[BEGIN]
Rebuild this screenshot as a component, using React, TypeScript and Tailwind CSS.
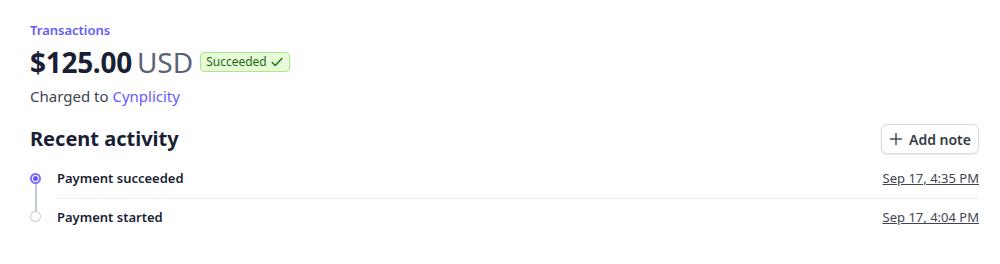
import React from "react";

export default function App() {
  return (
    <div className="w-[1000px] h-[264px] bg-white pl-[30px] pr-[21px] pt-[21px] font-['Noto_Sans',sans-serif] text-[#1a1f36]">
      <div className="text-[13px] leading-[18px] font-semibold text-[#635bff]">Transactions</div>
      <div className="flex items-center mt-[7px] h-[32px]">
        <span className="text-[28px] font-bold leading-[32px] text-[#1a1f36] tracking-[-0.3px]">$125.00</span>
        <span className="text-[28px] leading-[32px] text-[#5c6275] ml-[5px]">USD</span>
        <span className="ml-[7px] inline-flex items-center h-[20px] px-[5px] rounded-[4px] border border-[#a8e98a] bg-[#e7fbd9] text-[12px] text-[#1f6a0f] gap-[3px]">
          Succeeded
          <svg width="14" height="14" viewBox="0 0 16 16" fill="none">
            <path d="M2.5 8.5l3.5 3.5 7.5-8" stroke="#1f7a12" strokeWidth="1.8" strokeLinecap="round" strokeLinejoin="round" />
          </svg>
        </span>
      </div>
      <div className="mt-[8px] text-[15px] leading-[20px] text-[#414552]">
        Charged to <span className="text-[#635bff]">Cynplicity</span>
      </div>
      <div className="flex items-center justify-between mt-[18px]">
        <div className="text-[20px] font-bold leading-[28px] text-[#1a1f36]">Recent activity</div>
        <button className="h-[30px] px-[7px] flex items-center gap-[6px] rounded-[6px] border border-[#d5dbe1] bg-white shadow-[0_1px_2px_rgba(0,0,0,0.08)] text-[14px] font-semibold text-[#353a44]">
          <svg width="14" height="14" viewBox="0 0 14 14" fill="none">
            <path d="M7 1.5v11M1.5 7h11" stroke="#474e5a" strokeWidth="1.5" strokeLinecap="round" />
          </svg>
          Add note
        </button>
      </div>
      <div className="mt-[5px] flex">
        <div className="w-[11px] flex flex-col items-center pt-[14px]">
          <div className="w-[11px] h-[11px] rounded-full border-2 border-[#7b6cff] bg-white flex items-center justify-center">
            <div className="w-[5px] h-[5px] rounded-full bg-[#635bff]" />
          </div>
          <div className="w-[2px] h-[27px] bg-[#c0c8d2]" />
          <div className="w-[11px] h-[11px] rounded-full border-[1.5px] border-[#c0c8d2] bg-white" />
        </div>
        <div className="flex-1 ml-[16px]">
          <div className="flex items-center justify-between h-[40px] border-b border-[#ebeef1]">
            <span className="text-[13px] font-semibold text-[#1a1f36]">Payment succeeded</span>
            <span className="text-[13px] text-[#414552] underline">Sep 17, 4:35 PM</span>
          </div>
          <div className="flex items-center justify-between h-[38px]">
            <span className="text-[13px] font-semibold text-[#1a1f36]">Payment started</span>
            <span className="text-[13px] text-[#414552] underline">Sep 17, 4:04 PM</span>
          </div>
        </div>
      </div>
    </div>
  );
}
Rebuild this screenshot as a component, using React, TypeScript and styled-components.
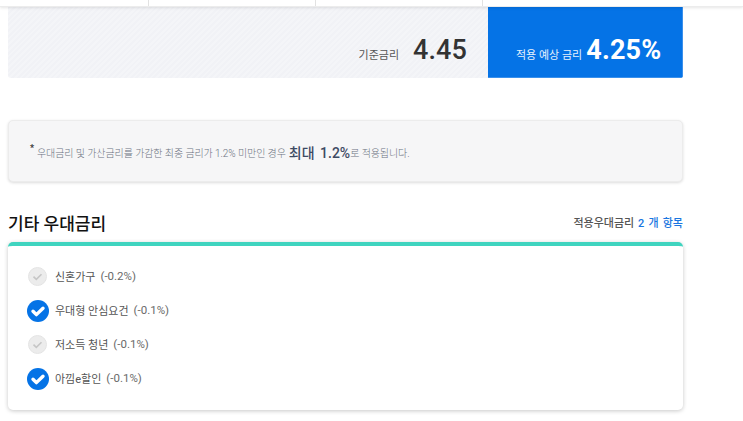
import React from "react";
import styled, { createGlobalStyle } from "styled-components";

const GlobalStyle = createGlobalStyle`
  html, body {
    margin: 0;
    padding: 0;
    background: #fff;
    overflow: hidden;
  }
  body {
    font-family: Roboto, "Noto Sans CJK KR", sans-serif;
  }
`;

const Page = styled.div`
  width: 743px;
  height: 421px;
  overflow: hidden;
`;

const TopTabs = styled.div`
  display: grid;
  grid-template-columns: 149px 167px 167px 1fr;
  height: 6px;
  border-bottom: 1px solid #ececec;
  box-shadow: 0 1px 3px rgba(0, 0, 0, 0.1);
  position: relative;
  z-index: 1;
`;

const TopTab = styled.div`
  border-right: 1px solid #e2e2e2;
  &:last-child {
    border-right: 0;
  }
`;

const Content = styled.div`
  width: 675px;
  margin-left: 8px;
`;

const RateRow = styled.div`
  display: flex;
  height: 71px;
  border-radius: 0 0 3px 3px;
  overflow: hidden;
`;

const BaseRate = styled.div`
  width: 480px;
  display: flex;
  justify-content: flex-end;
  align-items: baseline;
  gap: 14px;
  padding: 27px 21px 0 0;
  box-sizing: border-box;
  background: repeating-linear-gradient(
    135deg,
    #f1f2f6 0,
    #f1f2f6 2px,
    #f4f5f8 2px,
    #f4f5f8 4px
  );
`;

const BaseLabel = styled.span`
  font-size: 11px;
  color: #555;
`;

const BaseValue = styled.span`
  font-size: 27px;
  font-weight: 500;
  color: #333;
  letter-spacing: 0.1px;
`;

const AppliedRate = styled.div`
  flex: 1;
  display: flex;
  align-items: baseline;
  gap: 4px;
  padding: 27px 0 0 28px;
  box-sizing: border-box;
  background: #0573e6;
  border-right: 1px solid #3a90ec;
  border-bottom: 1px solid #3a90ec;
  color: #fff;
`;

const AppliedLabel = styled.span`
  font-size: 11px;
  color: #e6f1fd;
`;

const AppliedValue = styled.span`
  font-size: 27px;
  font-weight: 700;
  letter-spacing: 0.2px;
`;

const Note = styled.div`
  margin-top: 42px;
  height: 62px;
  box-sizing: border-box;
  display: flex;
  align-items: center;
  padding: 2px 0 0 21px;
  background: #f6f6f7;
  border: 1px solid #ececec;
  border-radius: 5px;
  box-shadow: 0 1px 3px rgba(0, 0, 0, 0.14);
  font-size: 10px;
  letter-spacing: -0.09px;
  font-weight: 300;
  color: #6b7280;
`;

const Bullet = styled.span`
  font-size: 9px;
  font-weight: 700;
  color: #333;
  margin-right: 3px;
  align-self: flex-start;
  margin-top: 20px;
`;

const NoteStrong = styled.strong`
  font-size: 14px;
  font-weight: 500;
  letter-spacing: 0;
  color: #3d4a63;
  margin-left: 3px;
  word-spacing: 2px;
`;

const SectionHeader = styled.div`
  display: flex;
  justify-content: space-between;
  align-items: center;
  margin-top: 29px;
  height: 22px;
`;

const SectionTitle = styled.h2`
  margin: 0;
  font-size: 17px;
  font-weight: 500;
  color: #111;
`;

const AppliedCount = styled.div`
  font-size: 11px;
  font-weight: 500;
  color: #555;
`;

const CountValue = styled.span`
  color: #1a76e0;
  margin-left: 1px;
  word-spacing: 1.5px;
`;

const Card = styled.div`
  margin-top: 9px;
  height: 168px;
  box-sizing: border-box;
  border-top: 4px solid #3fd4bf;
  border-radius: 5px;
  background: #fff;
  box-shadow: 0 1px 4px rgba(0, 0, 0, 0.22);
  padding: 13px 0 0 18px;
  display: flex;
  flex-direction: column;
`;

const Item = styled.div`
  height: 34px;
  display: flex;
  align-items: center;
  font-size: 11px;
  color: #555;
`;

const CheckSlot = styled.span`
  width: 23px;
  margin: 1px 6px 0 0;
  display: flex;
  justify-content: center;
`;

const ItemPercent = styled.span`
  color: #6a6a6a;
  font-size: 11.5px;
  margin-left: 5px;
`;

const Check = ({ on }: { on: boolean }) =>
  on ? (
    <svg width="22" height="22" viewBox="0 0 22 22">
      <circle cx="11" cy="11" r="11" fill="#0573e6" />
      <path
        d="M6 11.2 9.4 14.6 16 8.2"
        fill="none"
        stroke="#fff"
        strokeWidth="3.4"
        strokeLinecap="round"
        strokeLinejoin="round"
      />
    </svg>
  ) : (
    <svg width="19" height="19" viewBox="0 0 19 19">
      <circle cx="9.5" cy="9.5" r="9" fill="#ececec" stroke="#e4e4e4" />
      <path
        d="M5.5 9.6 8.3 12.4 13.5 7.2"
        fill="none"
        stroke="#c6c6c6"
        strokeWidth="1.6"
      />
    </svg>
  );

const items = [
  { name: "신혼가구", rate: "(-0.2%)", on: false },
  { name: "우대형 안심요건", rate: "(-0.1%)", on: true },
  { name: "저소득 청년", rate: "(-0.1%)", on: false },
  { name: "아낌e할인", rate: "(-0.1%)", on: true },
];

const App = () => {
  return (
    <Page>
      <GlobalStyle />
      <TopTabs>
        <TopTab />
        <TopTab />
        <TopTab />
        <TopTab />
      </TopTabs>
      <Content>
        <RateRow>
          <BaseRate>
            <BaseLabel>기준금리</BaseLabel>
            <BaseValue>4.45</BaseValue>
          </BaseRate>
          <AppliedRate>
            <AppliedLabel>적용 예상 금리</AppliedLabel>
            <AppliedValue>4.25%</AppliedValue>
          </AppliedRate>
        </RateRow>
        <Note>
          <Bullet>*</Bullet>
          우대금리 및 가산금리를 가감한 최종 금리가 1.2% 미만인 경우
          <NoteStrong>최대 1.2%</NoteStrong>로 적용됩니다.
        </Note>
        <SectionHeader>
          <SectionTitle>기타 우대금리</SectionTitle>
          <AppliedCount>
            적용우대금리 <CountValue>2 개 항목</CountValue>
          </AppliedCount>
        </SectionHeader>
        <Card>
          {items.map((item) => (
            <Item key={item.name}>
              <CheckSlot>
                <Check on={item.on} />
              </CheckSlot>
              <span>{item.name}</span>
              <ItemPercent>{item.rate}</ItemPercent>
            </Item>
          ))}
        </Card>
      </Content>
    </Page>
  );
};

export default App;
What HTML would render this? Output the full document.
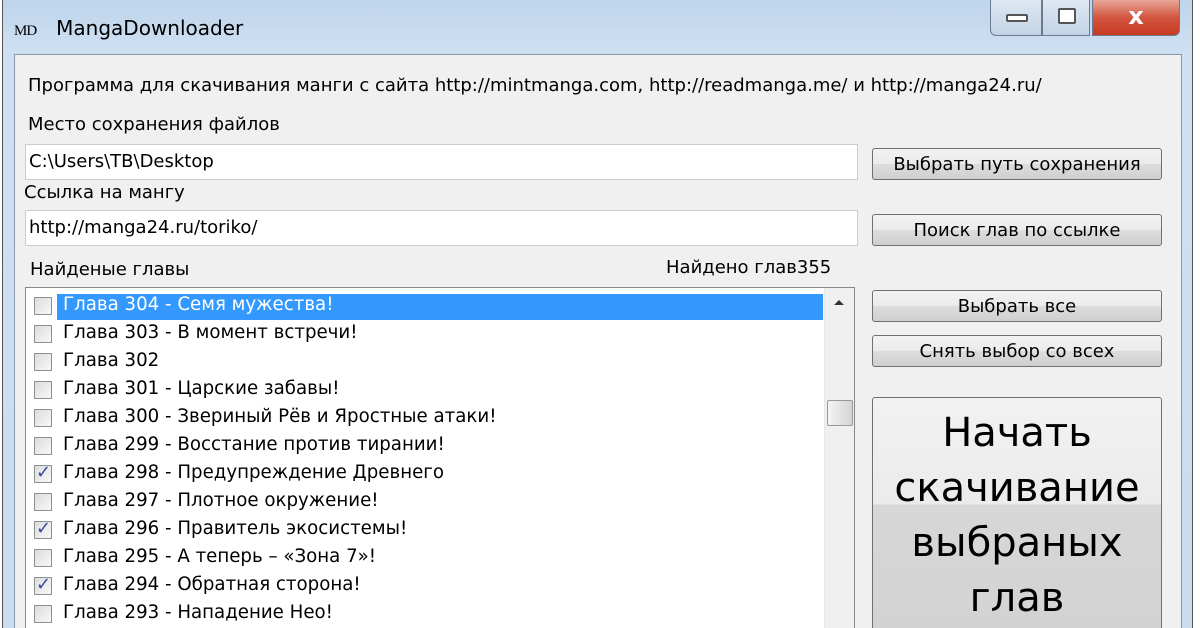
<!DOCTYPE html>
<html><head><meta charset="utf-8"><style>
*{margin:0;padding:0;box-sizing:border-box}
html,body{width:1200px;height:628px;overflow:hidden}
body{background:#fff;font-family:"DejaVu Sans","Liberation Sans",sans-serif;position:relative}
.win{position:absolute;left:2px;top:-8px;width:1191px;height:660px;border:1px solid #555;border-radius:8px;background:linear-gradient(#bcd3ea,#cfe0f2 60px,#c9dcf0)}
.title{position:absolute;left:14px;top:16px;font-size:20px;color:#000}
.title .md{font-family:"Liberation Serif",serif;font-size:15px;margin-right:20px;letter-spacing:-1px}
.cb{position:absolute;top:0;height:36px;border:1px solid #6a7b8f;border-top:none}
.client{position:absolute;left:14px;top:54px;width:1168px;height:600px;background:#f0f0f0;border:1px solid #8a97a6}
.t{position:absolute;font-size:18px;color:#000;white-space:nowrap}
.tb{position:absolute;left:25px;width:833px;height:36px;background:#fff;border:1px solid #c8cdd3;font-size:18px;padding:6px 0 0 3px;white-space:nowrap}
.btn{position:absolute;left:872px;width:290px;border:1px solid #707070;border-radius:3px;background:linear-gradient(#f2f2f2 0,#ebebeb 50%,#dddddd 50%,#cfcfcf);font-size:18px;text-align:center;color:#000;white-space:nowrap}
.list{position:absolute;left:25px;top:287px;width:830px;height:360px;background:#fff;border:1px solid #828790}
.row{position:absolute;left:0;height:28px;width:800px;font-size:18.2px;white-space:nowrap}
.row .c{position:absolute;left:8px;top:6px;width:18px;height:18px;border:1px solid #8e8f8f;background:linear-gradient(135deg,#dcdcdc,#f8f8f8)}
.row .c.k::after{content:"✓";position:absolute;left:1px;top:-4px;font-size:18px;color:#3b4a9c;font-weight:bold}
.row span{position:absolute;left:31px;top:3px;padding:0 6px;height:26px}
.row.sel span{background:#3399ff;color:#fff;width:766px}
</style></head><body>
<div class="win"></div>
<div class="title"><span class="md">MD</span>MangaDownloader</div>
<div class="cb" style="left:990px;width:52px;border-radius:0 0 0 6px;background:linear-gradient(#dfe8f3,#c3d3e6)"><div style="position:absolute;left:15px;top:14px;width:22px;height:8px;border:2px solid #555;border-radius:2px;background:#fff"></div></div>
<div class="cb" style="left:1042px;width:48px;background:linear-gradient(#dfe8f3,#c3d3e6)"><div style="position:absolute;left:15px;top:8px;width:18px;height:16px;border:2px solid #555;border-radius:2px;background:#fff"></div></div>
<div class="cb" style="left:1092px;width:88px;border-radius:0 0 6px 0;background:linear-gradient(#e8a899,#d2553f 50%,#c73a22);color:#fff;font-size:24px;font-weight:bold;text-align:center;line-height:32px">x</div>
<div class="client"></div>
<div class="t" style="left:28px;top:75px">Программа для скачивания манги с сайта http://mintmanga.com, http://readmanga.me/ и http://manga24.ru/</div>
<div class="t" style="left:28px;top:114px">Место сохранения файлов</div>
<div class="tb" style="top:144px">C:\Users\TB\Desktop</div>
<div class="t" style="left:24px;top:182px">Ссылка на мангу</div>
<div class="tb" style="top:210px">http://manga24.ru/toriko/</div>
<div class="t" style="left:30px;top:259px">Найденые главы</div>
<div class="t" style="left:666px;top:257px">Найдено глав355</div>
<div class="btn" style="top:148px;height:32px;line-height:32px">Выбрать путь сохранения</div>
<div class="btn" style="top:214px;height:32px;line-height:32px">Поиск глав по ссылке</div>
<div class="btn" style="top:290px;height:32px;line-height:32px">Выбрать все</div>
<div class="btn" style="top:335px;height:32px;line-height:32px">Снять выбор со всех</div>
<div class="btn" style="top:397px;height:250px;font-size:40px;line-height:55px;padding-top:8px;background:linear-gradient(#f2f2f2 0,#ebebeb 43%,#d7d7d7 43%,#d2d2d2)">Начать<br>скачивание<br>выбраных<br>глав</div>
<div class="list">
<div class="row sel" style="top:3px"><div class="c"></div><span>Глава 304 - Семя мужества!</span></div>
<div class="row" style="top:31px"><div class="c"></div><span>Глава 303 - В момент встречи!</span></div>
<div class="row" style="top:59px"><div class="c"></div><span>Глава 302</span></div>
<div class="row" style="top:87px"><div class="c"></div><span>Глава 301 - Царские забавы!</span></div>
<div class="row" style="top:115px"><div class="c"></div><span>Глава 300 - Звериный Рёв и Яростные атаки!</span></div>
<div class="row" style="top:143px"><div class="c"></div><span>Глава 299 - Восстание против тирании!</span></div>
<div class="row" style="top:171px"><div class="c k"></div><span>Глава 298 - Предупреждение Древнего</span></div>
<div class="row" style="top:199px"><div class="c"></div><span>Глава 297 - Плотное окружение!</span></div>
<div class="row" style="top:227px"><div class="c k"></div><span>Глава 296 - Правитель экосистемы!</span></div>
<div class="row" style="top:255px"><div class="c"></div><span>Глава 295 - А теперь – «Зона 7»!</span></div>
<div class="row" style="top:283px"><div class="c k"></div><span>Глава 294 - Обратная сторона!</span></div>
<div class="row" style="top:311px"><div class="c"></div><span>Глава 293 - Нападение Нео!</span></div>
<div style="position:absolute;left:798px;top:0;width:30px;height:358px;background:#f0f0f0;border-left:1px solid #e6e6e6">
<div style="position:absolute;left:9px;top:12px;width:0;height:0;border-left:5px solid transparent;border-right:5px solid transparent;border-bottom:5px solid #333"></div>
<div style="position:absolute;left:2px;top:112px;width:26px;height:26px;border:1px solid #999;border-radius:2px;background:linear-gradient(90deg,#f4f4f4,#d4d4d4)"></div>
</div>
</div>
</body></html>
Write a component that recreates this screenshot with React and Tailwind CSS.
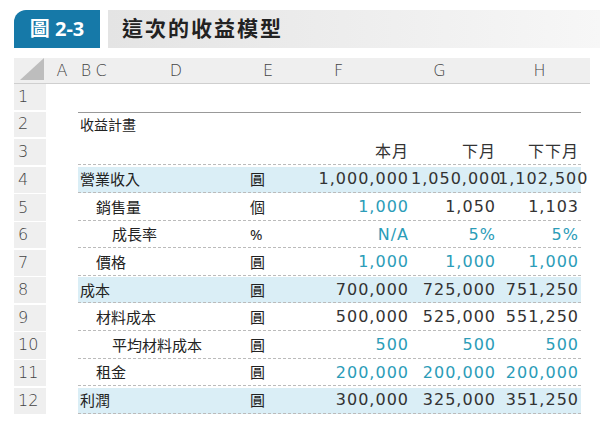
export default function App() {
  const teal = "text-[#2b9cb8]";
  const rows = [
    { n: 1 },
    { n: 2, label: "收益計畫", ind: 0, top: true },
    { n: 3, f: "本月", g: "下月", h: "下下月", plain: true },
    { n: 4, label: "營業收入", ind: 0, u: "圓", f: "1,000,000", g: "1,050,000", h: "1,102,500", hl: true },
    { n: 5, label: "銷售量", ind: 1, u: "個", f: "1,000", g: "1,050", h: "1,103", tf: true },
    { n: 6, label: "成長率", ind: 2, u: "%", f: "N/A", g: "5%", h: "5%", tf: true, tg: true, th: true },
    { n: 7, label: "價格", ind: 1, u: "圓", f: "1,000", g: "1,000", h: "1,000", tf: true, tg: true, th: true },
    { n: 8, label: "成本", ind: 0, u: "圓", f: "700,000", g: "725,000", h: "751,250", hl: true },
    { n: 9, label: "材料成本", ind: 1, u: "圓", f: "500,000", g: "525,000", h: "551,250" },
    { n: 10, label: "平均材料成本", ind: 2, u: "圓", f: "500", g: "500", h: "500", tf: true, tg: true, th: true },
    { n: 11, label: "租金", ind: 1, u: "圓", f: "200,000", g: "200,000", h: "200,000", tf: true, tg: true, th: true },
    { n: 12, label: "利潤", ind: 0, u: "圓", f: "300,000", g: "325,000", h: "351,250", hl: true },
  ];
  const cols = "grid-cols-[32px_32px_172px_36px_125px_87px_83px]";
  const num = { fontFamily: '"DejaVu Sans", "Noto Sans CJK TC", sans-serif', letterSpacing: "1px" };
  return (
    <div className="w-[600px] h-[425px] bg-white overflow-hidden" style={{ fontFamily: '"Noto Sans", "Noto Sans CJK TC", sans-serif' }}>
      <div className="flex items-stretch h-[38px] mt-[10px] ml-[14px]">
        <div className="w-[86px] bg-[#1679a8] rounded-tl-[12px] text-white text-[20px] font-bold flex items-center justify-center">圖 2-3</div>
        <div className="ml-[8px] flex-1 bg-gradient-to-r from-[#e4e4e4] to-[#f7f7f7] flex items-center pl-[14px] text-[21px] font-bold text-[#222] tracking-[2px]">這次的收益模型</div>
      </div>
      <div className="ml-[14px] mt-[10px] w-[576px] text-[15px] text-[#222]">
        <div className={`grid ${cols} h-[26px] bg-[#efefef] text-[#444] text-[16px] items-center border-b border-[#cfcfcf]`} style={{ fontFamily: '"DejaVu Sans", sans-serif', fontWeight: 200 }}>
          <div className="h-full relative"><div className="absolute right-[2px] bottom-[3px] w-0 h-0 border-l-[24px] border-l-transparent border-b-[22px] border-b-[#bdbdbd]" /></div>
          <div className="text-center">A</div>
          <div className="flex"><span className="w-[16px] text-center">B</span><span className="w-[14px] text-center">C</span><span className="flex-1 text-center pr-[6px]">D</span></div>
          <div className="text-center">E</div>
          <div className="text-center pr-[20px]">F</div>
          <div className="text-center pr-[30px]">G</div>
          <div className="text-center">H</div>
        </div>
        {rows.map((r) => (
          <div key={r.n} className={`grid ${cols} h-[27.6px] items-center`}>
            <div className="bg-[#efefef] h-full flex items-center pl-[4px] text-[#444] text-[16px]" style={{ fontFamily: '"DejaVu Sans", sans-serif', fontWeight: 200 }}>{r.n}</div>
            <div />
            <div className={`col-span-5 h-full grid grid-cols-[172px_36px_125px_87px_83px] items-center ${r.n >= 3 ? "border-b border-dashed border-[#bbb]" : ""} ${r.top ? "border-t border-[#999]" : ""} ${r.hl ? "bg-[#daeef6]" : ""}`}>
              <div style={{ paddingLeft: 2 + r.ind * 16 }} className={r.top ? "text-[14px]" : ""}>{r.label}</div>
              <div>{r.u}</div>
              <div style={num} className={`text-right pr-[2px] text-[16px] ${r.tf ? teal : "text-[#333]"}`}>{r.f}</div>
              <div style={num} className={`text-right pr-[2px] text-[16px] ${r.tg ? teal : "text-[#333]"}`}>{r.g}</div>
              <div style={num} className={`text-right pr-[2px] text-[16px] ${r.th ? teal : "text-[#333]"}`}>{r.h}</div>
            </div>
            <div />
          </div>
        ))}
      </div>
    </div>
  );
}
[END]
### WHAT IS EXPECTED
Pull out each line holding the string "using".

### RIGHT ANSWER
Rebuild this screenshot as a component, using React, TypeScript and Tailwind CSS.
Rebuild this screenshot as a component, using React, TypeScript and styled-components.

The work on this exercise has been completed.